Мои темы свободы и мое постхристианство, конечно же, одновременно постницшеанские. Но именно – пост. Критика Ницше христианства кажется мне сейчас довольно наивной, да и казалась всегда, так как великого Фридриха я стал читать внимательно несколько позднее, чем стал христианином, более или менее осведомленным в деталях догматического и мистического богословия. Думаю, что мои антихристианские аргументы более точны, чем у Ницше. Мой путь к теме свободы был связан с собственным экзистенциальным и религиозным опытом, глубинным диалогом и тяжелым внутренним спором с православием, и, с христианством в целом. Этот спор, между прочим, по определению, перманентен.

Я имел евхаристический, и, если бы это не звучало нескромно, я бы сказал – мистический опыт (что, впрочем, не только не противоречит одно другому, а просто эквивалентно). Опыт внутренней молитвы мне и сейчас чрезвычайно близок, не смотря на мое последовательное антихристианство.
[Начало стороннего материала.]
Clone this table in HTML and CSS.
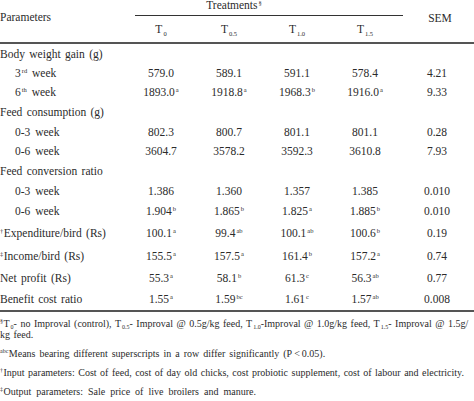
FILE: index.html
```html
<!DOCTYPE html>
<html lang="en">
<head>
<meta charset="utf-8">
<title>Economics of broiler production</title>
<link rel="stylesheet" href="styles.css">
</head>
<body>
<div class="page">
<table class="tbl">
  <colgroup>
    <col class="c-param"><col class="c-t0"><col class="c-t05"><col class="c-t10"><col class="c-t15"><col class="c-sem">
  </colgroup>
  <thead>
    <tr class="hr1">
      <th rowspan="2" class="param-head">Parameters</th>
      <th colspan="4" class="treat"><span class="treat-label">Treatments<sup>§</sup></span><div class="treat-rule"></div></th>
      <th rowspan="2" class="sem-head">SEM</th>
    </tr>
    <tr class="hr2">
      <th>T<sub>0</sub></th>
      <th>T<sub>0.5</sub></th>
      <th>T<sub>1.0</sub></th>
      <th>T<sub>1.5</sub></th>
    </tr>
  </thead>
  <tbody>
    <tr class="h21"><td class="cat" colspan="6">Body weight gain (g)</td></tr>
    <tr class="h18"><td class="sub">3<sup>rd</sup> week</td><td>579.0</td><td>589.1</td><td>591.1</td><td>578.4</td><td>4.21</td></tr>
    <tr class="h20"><td class="sub">6<sup>th</sup> week</td><td>1893.0<sup>a</sup></td><td>1918.8<sup>a</sup></td><td>1968.3<sup>b</sup></td><td>1916.0<sup>a</sup></td><td>9.33</td></tr>
    <tr class="h21"><td class="cat" colspan="6">Feed consumption (g)</td></tr>
    <tr class="h18"><td class="sub">0-3 week</td><td>802.3</td><td>800.7</td><td>801.1</td><td>801.1</td><td>0.28</td></tr>
    <tr class="h20"><td class="sub">0-6 week</td><td>3604.7</td><td>3578.2</td><td>3592.3</td><td>3610.8</td><td>7.93</td></tr>
    <tr class="h20"><td class="cat" colspan="6">Feed conversion ratio</td></tr>
    <tr class="h20"><td class="sub">0-3 week</td><td>1.386</td><td>1.360</td><td>1.357</td><td>1.385</td><td>0.010</td></tr>
    <tr class="h21"><td class="sub">0-6 week</td><td>1.904<sup>b</sup></td><td>1.865<sup>b</sup></td><td>1.825<sup>a</sup></td><td>1.885<sup>b</sup></td><td>0.010</td></tr>
    <tr class="h23"><td class="cat"><sup class="mark">†</sup>Expenditure/bird (Rs)</td><td>100.1<sup>a</sup></td><td>99.4<sup>ab</sup></td><td>100.1<sup>ab</sup></td><td>100.6<sup>b</sup></td><td>0.19</td></tr>
    <tr class="h22"><td class="cat"><sup class="mark">‡</sup>Income/bird (Rs)</td><td>155.5<sup>a</sup></td><td>157.5<sup>a</sup></td><td>161.4<sup>b</sup></td><td>157.2<sup>a</sup></td><td>0.74</td></tr>
    <tr class="h22"><td class="cat">Net profit (Rs)</td><td>55.3<sup>a</sup></td><td>58.1<sup>b</sup></td><td>61.3<sup>c</sup></td><td>56.3<sup>ab</sup></td><td>0.77</td></tr>
    <tr class="h22"><td class="cat">Benefit cost ratio</td><td>1.55<sup>a</sup></td><td>1.59<sup>bc</sup></td><td>1.61<sup>c</sup></td><td>1.57<sup>ab</sup></td><td>0.008</td></tr>
  </tbody>
</table>
<div class="notes">
  <p class="fn fn-first"><sup>§</sup>T<sub>0</sub>- no Improval (control), T<sub>0.5</sub>- Improval @ 0.5g/kg feed, T<sub>1.0</sub>-Improval @ 1.0g/kg feed, T<sub>1.5</sub>- Improval @ 1.5g/<br>kg feed.</p>
  <p class="fn fn-wide"><sup>abc</sup>Means bearing different superscripts in a row differ significantly (P&#8201;&lt;&#8201;0.05).</p>
  <p class="fn"><sup>†</sup>Input parameters: Cost of feed, cost of day old chicks, cost probiotic supplement, cost of labour and electricity.</p>
  <p class="fn fn-wider"><sup>‡</sup>Output parameters: Sale price of live broilers and manure.</p>
</div>
</div>
</body>
</html>
```
FILE: styles.css
```css
html, body {
  margin: 0;
  padding: 0;
  background: #ffffff;
}
body {
  width: 474px;
  height: 401px;
  overflow: hidden;
  font-family: "Liberation Serif", "Times New Roman", serif;
  color: #2b2b2b;
}
.page {
  width: 474px;
}
.tbl {
  width: 474px;
  table-layout: fixed;
  border-collapse: collapse;
  font-size: 11.5px;
}
.c-param { width: 128px; }
.c-t0 { width: 66px; }
.c-t05 { width: 70px; }
.c-t10 { width: 66px; }
.c-t15 { width: 70px; }
.c-sem { width: 74px; }

.tbl th {
  font-weight: normal;
  padding: 0;
  text-align: center;
  line-height: 13px;
}
.tbl thead tr.hr2 th {
  height: 24px;
  vertical-align: middle;
  padding-bottom: 1px;
  border-bottom: 2px solid #555555;
}
.tbl thead tr.hr1 th {
  height: 17px;
}
.param-head {
  text-align: left !important;
  vertical-align: top;
  padding-top: 11px !important;
  border-bottom: 2px solid #555555;
}
.sem-head {
  vertical-align: top;
  padding-top: 12px !important;
  padding-left: 6px !important;
  border-bottom: 2px solid #555555;
}
.treat {
  vertical-align: top;
}
.treat-label {
  display: block;
  height: 15px;
  line-height: 11px;
  padding-right: 60px;
}
.treat-rule {
  margin-left: 7px;
  margin-right: -3px;
  border-top: 1.5px solid #333333;
}
.tbl td {
  padding: 0;
  text-align: center;
  vertical-align: middle;
  line-height: 13px;
  white-space: nowrap;
}
.tbl td.cat {
  text-align: left;
  word-spacing: 1.5px;
}
.tbl td.sub {
  text-align: left;
  padding-left: 15px;
  word-spacing: 2px;
}
.tbl tbody tr:last-child td {
  border-bottom: 2px solid #555555;
}
.h18 { height: 18px; }
.h20 { height: 20px; }
.h21 { height: 21px; }
.h22 { height: 22px; }
.h23 { height: 23px; }

sup {
  font-size: 6.5px;
  line-height: 0;
  vertical-align: 4px;
  margin-left: 1px;
}
sup.mark {
  margin-left: 0;
  margin-right: 0.5px;
}
sub {
  font-size: 6.5px;
  line-height: 0;
  vertical-align: -3px;
  margin-left: 1px;
}
.notes {
  padding-top: 6px;
  font-size: 10px;
}
.fn {
  margin: 0;
  line-height: 11px;
  white-space: nowrap;
  word-spacing: 1px;
}
.fn + .fn {
  margin-top: 8px;
}
.fn-wide {
  word-spacing: 1.5px;
}
.fn-wider {
  word-spacing: 2.5px;
}
.fn sup {
  margin-left: 0;
  margin-right: 0.5px;
  font-size: 6px;
}
.fn sub {
  font-size: 6px;
  vertical-align: -2px;
}
```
И я считаю, что здесь работает логика дополнительности Н. Бора. То есть я хотел бы радикально пересмотреть представление о целостности личности. Целостность строится с моей точки зрения как дополнительная структура, а не как синтезируемая, то есть как внутренний ансамбль противоположных, но дополнительных личностей, но об этом – отдельный разговор.

Не случайно уже абсолютно больной Ницше свои последние письма подписывал “Распятый”, на что обратил внимание Т.Манн в своих статьях о Ницше и Гете, сравнивая «нехристианское христианство» Гете и «христианское антихристианство» Ницше. Я предполагаю, более того выдвигаю радикальный тезис, что подлинность христианского опыта в наше время может быть выражена только в умном (включая старинные коннотации этого слова, как в “умной молитве”) антихристианстве.